Start of Material for the task

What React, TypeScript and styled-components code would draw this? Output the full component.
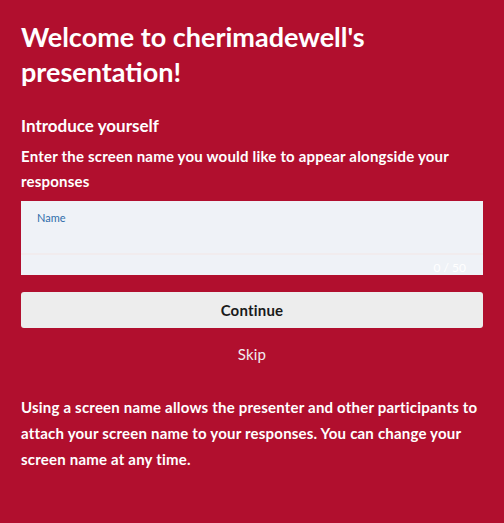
import React from 'react';
import styled, { createGlobalStyle } from 'styled-components';

const GlobalStyle = createGlobalStyle`
  html, body {
    margin: 0;
    padding: 0;
    background-color: #B10F2E;
  }
  body {
    font-family: Lato, "Open Sans", "Liberation Sans", sans-serif;
    color: #fff;
  }
`;

const Page = styled.div`
  min-height: 523px;
  padding: 19px 21px 20px 21px;
  box-sizing: border-box;
  background-color: #B10F2E;
  display: flex;
  flex-direction: column;
`;

const Heading = styled.h1`
  font-size: 27px;
  font-weight: 700;
  line-height: 35px;
  margin: 0 0 25px 0;
`;

const SubHeading = styled.h2`
  font-size: 17px;
  font-weight: 700;
  line-height: 24px;
  margin: 0 0 6px 0;
`;

const Prompt = styled.p`
  font-size: 15px;
  font-weight: 700;
  line-height: 25px;
  letter-spacing: 0.2px;
  margin: 0 0 7px 0;
`;

const Field = styled.div`
  background-color: #EFF2F7;
  height: 74px;
  display: flex;
  flex-direction: column;
`;

const FieldTop = styled.div`
  height: 54px;
  padding: 10px 16px 0 16px;
  box-sizing: border-box;
  border-bottom: 2px solid #F1ECEE;
  display: flex;
  flex-direction: column;
`;

const FieldLabel = styled.label`
  font-size: 11px;
  color: #2E6DAA;
  line-height: 14px;
`;

const FieldInput = styled.input`
  border: none;
  background: transparent;
  outline: none;
  font: inherit;
  font-size: 15px;
  padding: 4px 0 0 0;
`;

const Counter = styled.div`
  flex: 1;
  display: flex;
  align-items: flex-end;
  justify-content: flex-end;
  padding: 0 17px 0 0;
  font-size: 12px;
  line-height: 14px;
  color: #fff;
`;

const ContinueButton = styled.button`
  margin-top: 17px;
  height: 36px;
  width: 100%;
  border: none;
  border-radius: 3px;
  background-color: #EDEDED;
  color: #1a1a1a;
  font-family: inherit;
  font-size: 15px;
  font-weight: 700;
  letter-spacing: 0.2px;
  cursor: pointer;
`;

const SkipButton = styled.button`
  margin-top: 16px;
  align-self: center;
  background: none;
  border: none;
  color: #F2ECEE;
  font-family: inherit;
  font-size: 15px;
  letter-spacing: 0.2px;
  cursor: pointer;
  padding: 0;
  line-height: 20px;
`;

const Footnote = styled.p`
  font-size: 15px;
  font-weight: 700;
  line-height: 26px;
  letter-spacing: 0.2px;
  margin: 30px 0 0 0;
`;

const App: React.FC = () => {
  return (
    <>
      <GlobalStyle />
      <Page>
        <Heading>Welcome to cherimadewell's presentation!</Heading>
        <SubHeading>Introduce yourself</SubHeading>
        <Prompt>Enter the screen name you would like to appear alongside your responses</Prompt>
        <Field>
          <FieldTop>
            <FieldLabel htmlFor="name">Name</FieldLabel>
            <FieldInput id="name" maxLength={50} />
          </FieldTop>
          <Counter>0 / 50</Counter>
        </Field>
        <ContinueButton>Continue</ContinueButton>
        <SkipButton>Skip</SkipButton>
        <Footnote>
          Using a screen name allows the presenter and other participants to attach your screen name to your
          responses. You can change your screen name at any time.
        </Footnote>
      </Page>
    </>
  );
};

export default App;
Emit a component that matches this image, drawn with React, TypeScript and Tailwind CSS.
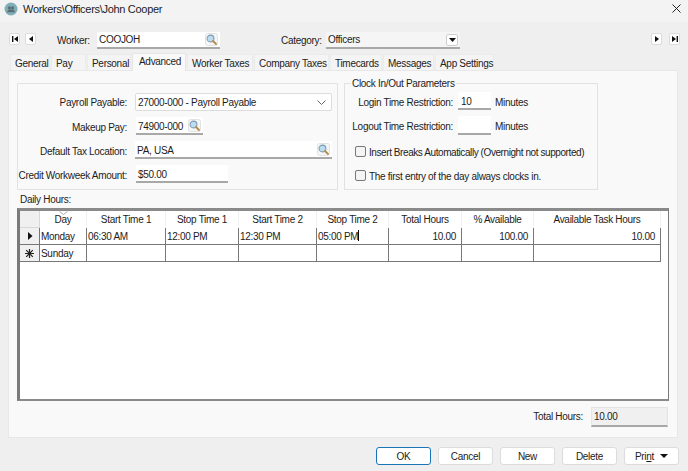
import React from "react";

const Search = () => (
  <svg width="13" height="13" viewBox="0 0 13 13" className="shrink-0">
    <rect x="0.5" y="0.5" width="12" height="12" rx="2" fill="#f4f6f7" stroke="#e2e2e2" />
    <circle cx="5.5" cy="5.5" r="3.4" fill="#bcdcf0" stroke="#7f9bb0" strokeWidth="1.1" />
    <path d="M8 8l3 3" stroke="#b98a4a" strokeWidth="1.8" strokeLinecap="round" />
  </svg>
);

const Nav = ({ kind }: { kind: "first" | "prev" | "next" | "last" }) => (
  <div className="w-[11px] h-[12px] bg-white border border-[#dcdcdc] rounded-[2px] flex items-center justify-center">
    <svg width="8" height="8" viewBox="0 0 8 8">
      {kind === "first" && <path d="M1 1h1.4v6H1zM7 1v6L3 4z" fill="#111" />}
      {kind === "prev" && <path d="M6 1v6L2 4z" fill="#111" />}
      {kind === "next" && <path d="M2 1v6l4-3z" fill="#111" />}
      {kind === "last" && <path d="M1 1v6l4-3zM5.6 1H7v6H5.6z" fill="#111" />}
    </svg>
  </div>
);

const Tab = ({ w, label, active }: { w: string; label: string; active?: boolean }) =>
  active ? (
    <div className={`${w} h-[18px] bg-[#f9f9f9] border-x border-t border-[#e6e6e6] pl-[6px] leading-[16px] relative z-10 -mb-px`}>{label}</div>
  ) : (
    <div className={`${w} h-[16px] bg-[#f4f4f4] border-x border-t border-[#ebebeb] pl-[4px] leading-[18px] text-[#222]`}>{label}</div>
  );

const Label = ({ children }: { children: React.ReactNode }) => (
  <span className="w-[108px] shrink-0 flex justify-end whitespace-nowrap pt-[2px]">{children}</span>
);

const Field = ({ className, children }: { className: string; children?: React.ReactNode }) => (
  <div className={`${className} bg-white border-b-2 border-[#a8a8a8] flex items-center pl-[2px] pr-[2px] justify-between whitespace-nowrap`}>{children}</div>
);

const cols = "grid grid-cols-[47px_79px_73px_78px_72px_73px_72px_127px]";

const Cell = ({ children, right }: { children?: React.ReactNode; right?: boolean }) => (
  <div className={`border-r border-b border-[#777] h-[17px] leading-[18px] px-[1px] whitespace-nowrap ${right ? "text-right pr-[5px]" : ""}`}>{children}</div>
);

const Head = ({ children }: { children: React.ReactNode }) => (
  <div className="h-[17px] leading-[18px] text-center border-r border-[#f0f0f0] whitespace-nowrap">{children}</div>
);

const Btn = ({ children, primary }: { children: React.ReactNode; primary?: boolean }) => (
  <div className={`w-[55px] h-[18px] bg-white rounded-[3px] flex items-center justify-center ${primary ? "border border-[#1a74b8]" : "border border-[#dcdcdc]"}`}>{children}</div>
);

const Check = ({ label, tight }: { label: string; tight?: boolean }) => (
  <div className="flex items-center gap-[3px] whitespace-nowrap">
    <div className="w-[11px] h-[11px] shrink-0 bg-[#f4f4f4] border border-[#777] rounded-[2px]" />
    <span className={`pt-[2px] ${tight ? "tracking-[-0.42px]" : ""}`}>{label}</span>
  </div>
);

export default function App() {
  return (
    <div className="w-[688px] h-[471px] bg-[#efefef] overflow-hidden flex flex-col text-[10px] tracking-[-0.3px] text-[#1c1c1c] [font-family:Liberation_Sans,sans-serif]">
      {/* Title bar */}
      <div className="h-[22px] bg-[#f3f3f3] flex items-center pl-[4px] pr-[7px] pb-[5px] shrink-0">
        <svg width="14" height="14" viewBox="0 0 14 14" className="mr-[5px]">
          <circle cx="7" cy="7" r="6.5" fill="#7fb0b8" />
          <circle cx="5.4" cy="5.8" r="1.6" fill="#5d6d75" />
          <circle cx="8.6" cy="5.8" r="1.6" fill="#5d6d75" />
          <path d="M3.2 10.2c0-2 1.2-2.8 2.2-2.8h3.2c1 0 2.2.8 2.2 2.8z" fill="#5d6d75" />
        </svg>
        <span className="leading-none flex-1 text-[11px] pt-[2px]">Workers\Officers\John Cooper</span>
        <svg width="9" height="9" viewBox="0 0 9 9">
          <path d="M.5.5l8 8M8.5.5l-8 8" stroke="#222" strokeWidth="1" />
        </svg>
      </div>

      {/* Record row */}
      <div className="h-[17px] mt-[10px] flex items-center pl-[9px] pr-[8px] shrink-0">
        <div className="flex gap-[5px] -mt-[4px]">
          <Nav kind="first" />
          <Nav kind="prev" />
        </div>
        <span className="ml-[21px] w-[40px]">Worker:</span>
        <Field className="w-[123px] h-[17px]">
          <span>COOJOH</span>
          <Search />
        </Field>
        <span className="ml-[61px] w-[45px] whitespace-nowrap">Category:</span>
        <div className="w-[134px] h-[17px] bg-[#f5f5f5] border-b-2 border-[#a8a8a8] flex items-center justify-between pl-[2px] pr-[2px]">
          <span>Officers</span>
          <div className="w-[12px] h-[12px] bg-white border border-[#cfcfcf] rounded-[2px] flex items-center justify-center">
            <svg width="7" height="4" viewBox="0 0 7 4"><path d="M0 0h7L3.5 4z" fill="#111" /></svg>
          </div>
        </div>
        <div className="ml-auto flex gap-[7px] -mt-[4px]">
          <Nav kind="next" />
          <Nav kind="last" />
        </div>
      </div>

      {/* Tabs */}
      <div className="mt-[3px] h-[18px] pl-[10px] flex items-end gap-[1px] shrink-0 whitespace-nowrap">
        <Tab w="w-[40px]" label="General" />
        <Tab w="w-[35px]" label="Pay" />
        <Tab w="w-[44px]" label="Personal" />
        <Tab w="w-[54px]" label="Advanced" active />
        <Tab w="w-[66px]" label="Worker Taxes" />
        <Tab w="w-[75px]" label="Company Taxes" />
        <Tab w="w-[52px]" label="Timecards" />
        <Tab w="w-[51px]" label="Messages" />
        <Tab w="w-[59px]" label="App Settings" />
      </div>

      {/* Panel */}
      <div className="ml-[8px] w-[670px] h-[368px] bg-[#f9f9f9] border border-[#e8e8e8] pt-[12px] pl-[8px] pr-[8px] shrink-0">
        <div className="flex gap-[6px] h-[107px]">
          {/* left group */}
          <div className="w-[321px] h-[107px] border border-[#e2e2e2] pt-[9px] pl-[1px] flex flex-col">
            <div className="flex items-center gap-[8px] h-[18px]">
              <span className="w-[108px] shrink-0 flex justify-end whitespace-nowrap">Payroll Payable:</span>
              <div className="w-[197px] h-[18px] bg-white border border-[#dcdcdc] rounded-[2px] flex items-center justify-between pl-[2px] pr-[5px]">
                <span>27000-000 - Payroll Payable</span>
                <svg width="9" height="5" viewBox="0 0 9 5"><path d="M.5.5l4 4 4-4" fill="none" stroke="#666" strokeWidth="1" /></svg>
              </div>
            </div>
            <div className="flex items-center gap-[9px] h-[18px] mt-[6px]">
              <Label>Makeup Pay:</Label>
              <Field className="w-[67px] h-[18px]">
                <span className="pt-[2px]">74900-000</span>
                <Search />
              </Field>
            </div>
            <div className="flex items-center gap-[8px] h-[18px] mt-[6px]">
              <Label>Default Tax Location:</Label>
              <Field className="w-[197px] h-[18px]">
                <span className="pt-[2px]">PA, USA</span>
                <Search />
              </Field>
            </div>
            <div className="flex items-center gap-[9px] h-[18px] mt-[6px]">
              <Label>Credit Workweek Amount:</Label>
              <Field className="w-[92px] h-[18px]">
                <span className="pt-[2px]">$50.00</span>
              </Field>
            </div>
          </div>

          {/* right group */}
          <div className="relative w-[254px] h-[107px] border border-[#e2e2e2] pt-[8px] flex flex-col">
            <div className="absolute left-[6px] top-[-7px] bg-[#f9f9f9] px-[1px] leading-[14px] whitespace-nowrap">Clock In/Out Parameters</div>
            <div className="flex items-center h-[18px]">
              <Label>Login Time Restriction:</Label>
              <Field className="w-[33px] h-[18px] ml-[5px] !pl-[3px]"><span className="pt-[2px]">10</span></Field>
              <span className="ml-[4px] pt-[2px]">Minutes</span>
            </div>
            <div className="flex items-center h-[19px] mt-[6px]">
              <Label>Logout Time Restriction:</Label>
              <Field className="w-[33px] h-[19px] ml-[5px]" />
              <span className="ml-[4px] pt-[2px]">Minutes</span>
            </div>
            <div className="pl-[10px] mt-[8px]"><Check tight label="Insert Breaks Automatically (Overnight not supported)" /></div>
            <div className="pl-[10px] mt-[7px]"><Check label="The first entry of the day always clocks in." /></div>
          </div>
        </div>

        <div className="pl-[3px] mt-[2px] h-[16px] leading-[16px]">Daily Hours:</div>

        {/* Table */}
        <div className="w-[652px] h-[193px] bg-white border-t-[3px] border-l-[3px] border-r border-b-2 border-t-[#8a8a8a] border-l-[#7a7a7a] border-r-[#7a7a7a] border-b-[#8a8a8a] flex">
          <div className="w-[20px] shrink-0">
            <div className="h-[17px] bg-[#f0f0f0] border-r border-b border-[#d8d8d8]" />
            <div className="h-[17px] bg-[#f0f0f0] border-r border-b border-[#777] flex items-center justify-center">
              <svg width="6" height="8" viewBox="0 0 6 8"><path d="M1 0v8l4.5-4z" fill="#111" /></svg>
            </div>
            <div className="h-[17px] bg-[#f0f0f0] border-r border-b border-[#777] flex items-center justify-center">
              <svg width="9" height="9" viewBox="0 0 9 9"><path d="M4.5 0v9M0 4.5h9M1.2 1.2l6.6 6.6M7.8 1.2l-6.6 6.6" stroke="#222" strokeWidth="1.2" /></svg>
            </div>
          </div>
          <div className="relative">
            <svg width="9" height="4" viewBox="0 0 9 4" className="absolute left-[19px] top-[0px]"><path d="M.5.5l4 3 4-3" fill="none" stroke="#aaa" /></svg>
            <div className={cols}>
              {["Day", "Start Time 1", "Stop Time 1", "Start Time 2", "Stop Time 2", "Total Hours", "% Available", "Available Task Hours"].map((h) => (
                <Head key={h}>{h}</Head>
              ))}
            </div>
            <div className={cols}>
              <Cell>Monday</Cell>
              <Cell>06:30 AM</Cell>
              <Cell>12:00 PM</Cell>
              <Cell>12:30 PM</Cell>
              <Cell>05:00 PM<span className="inline-block w-px h-[11px] bg-black align-[-1px]" /></Cell>
              <Cell right>10.00</Cell>
              <Cell right>100.00</Cell>
              <Cell right>10.00</Cell>
            </div>
            <div className={cols}>
              <Cell>Sunday</Cell>
              <Cell /><Cell /><Cell /><Cell /><Cell /><Cell /><Cell />
            </div>
          </div>
        </div>

        {/* Total */}
        <div className="flex justify-end items-center mt-[6px] pr-[1px]">
          <span className="mr-[8px] mb-[1px]">Total Hours:</span>
          <div className="w-[77px] h-[20px] bg-[#f0f0f0] border border-[#e4e4e4] border-b-2 border-b-[#a8a8a8] pl-[2px] leading-[17px]">10.00</div>
        </div>
      </div>

      {/* Buttons */}
      <div className="mt-[9px] flex justify-end gap-[7px] pr-[9px]">
        <Btn primary>OK</Btn>
        <Btn>Cancel</Btn>
        <Btn>New</Btn>
        <Btn>Delete</Btn>
        <Btn>
          <span className="flex items-center gap-[6px]">
            <span>Pri<span className="underline">n</span>t</span>
            <svg width="8" height="4" viewBox="0 0 8 4"><path d="M0 0h8L4 4z" fill="#111" /></svg>
          </span>
        </Btn>
      </div>
    </div>
  );
}
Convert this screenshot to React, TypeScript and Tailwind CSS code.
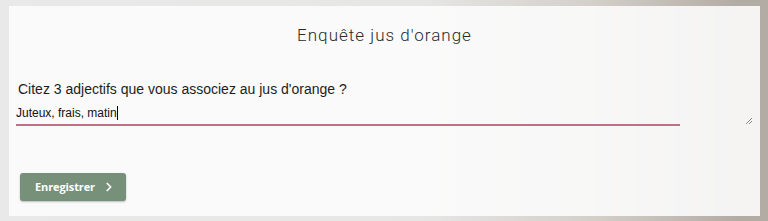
import { ChevronRight } from 'lucide-react';

export default function App() {
	return (
		<div className="w-[768px] h-[221px] overflow-hidden bg-[linear-gradient(90deg,#e9e9e9_0%,#e6e6e5_55%,#d3cec8_78%,#b3aca5_96%)] pt-[6px] pl-[9px]">
			<div className="relative w-[751px] h-[210px] bg-[#fcfcfc]/90 flex flex-col">
				<h1 className="mt-[17px] text-center text-[17px] leading-6 font-light tracking-[0.06em] text-[#2b2b2b] font-['Roboto',sans-serif]">
					Enquête jus d&apos;orange
				</h1>
				<label className="mt-[32px] ml-[9px] text-[14px] leading-5 text-[#1d1d1d] font-['Liberation_Sans',Arial,sans-serif]">
					Citez 3 adjectifs que vous associez au jus d&apos;orange ?
				</label>
				<div className="relative mt-[3px] ml-[7px] mr-[6px] h-[22px] flex items-center">
					<span className="text-[12px] text-[#111] font-['Liberation_Sans',Arial,sans-serif]">Juteux, frais, matin</span>
					<span className="w-px h-[14px] bg-black" />
					<svg className="absolute right-[1px] bottom-[-1px]" width="8" height="8" viewBox="0 0 8 8">
						<path d="M7 1 L1 7 M7 4 L4 7" stroke="#8a8a8a" strokeWidth="1" />
					</svg>
				</div>
				<div className="ml-[7px] w-[664px] h-[2px] bg-[#c26f85]" />
				<div className="mt-[47px] ml-[11px]">
					<button className="flex items-center gap-[7px] h-[28px] w-[106px] pl-[15px] rounded-[3px] bg-[#76907a] shadow-[0_1px_2px_rgba(0,0,0,0.25)] text-white text-[11px] tracking-[-0.01em] font-bold font-['Open_Sans',sans-serif]">
						Enregistrer
						<ChevronRight size={14} strokeWidth={3} />
					</button>
				</div>
			</div>
		</div>
	);
}
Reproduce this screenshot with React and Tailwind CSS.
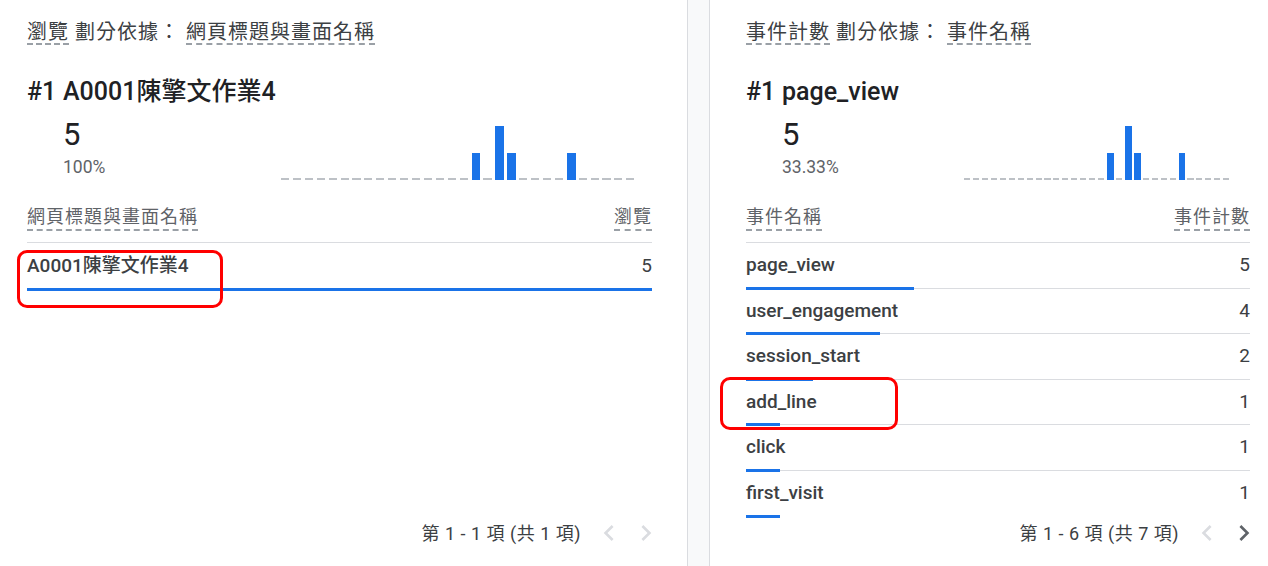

End of Material for the task

■ **Written task**
Copy every line in the entries above that has the string "this" in it.

■ **Task answer**
What React, TypeScript and styled-components code would draw this? Output the full component.
Emit a component that matches this image, drawn with React, TypeScript and Tailwind CSS.
Convert this screenshot to React, TypeScript and Tailwind CSS code.
Reproduce this screenshot with React and Tailwind CSS.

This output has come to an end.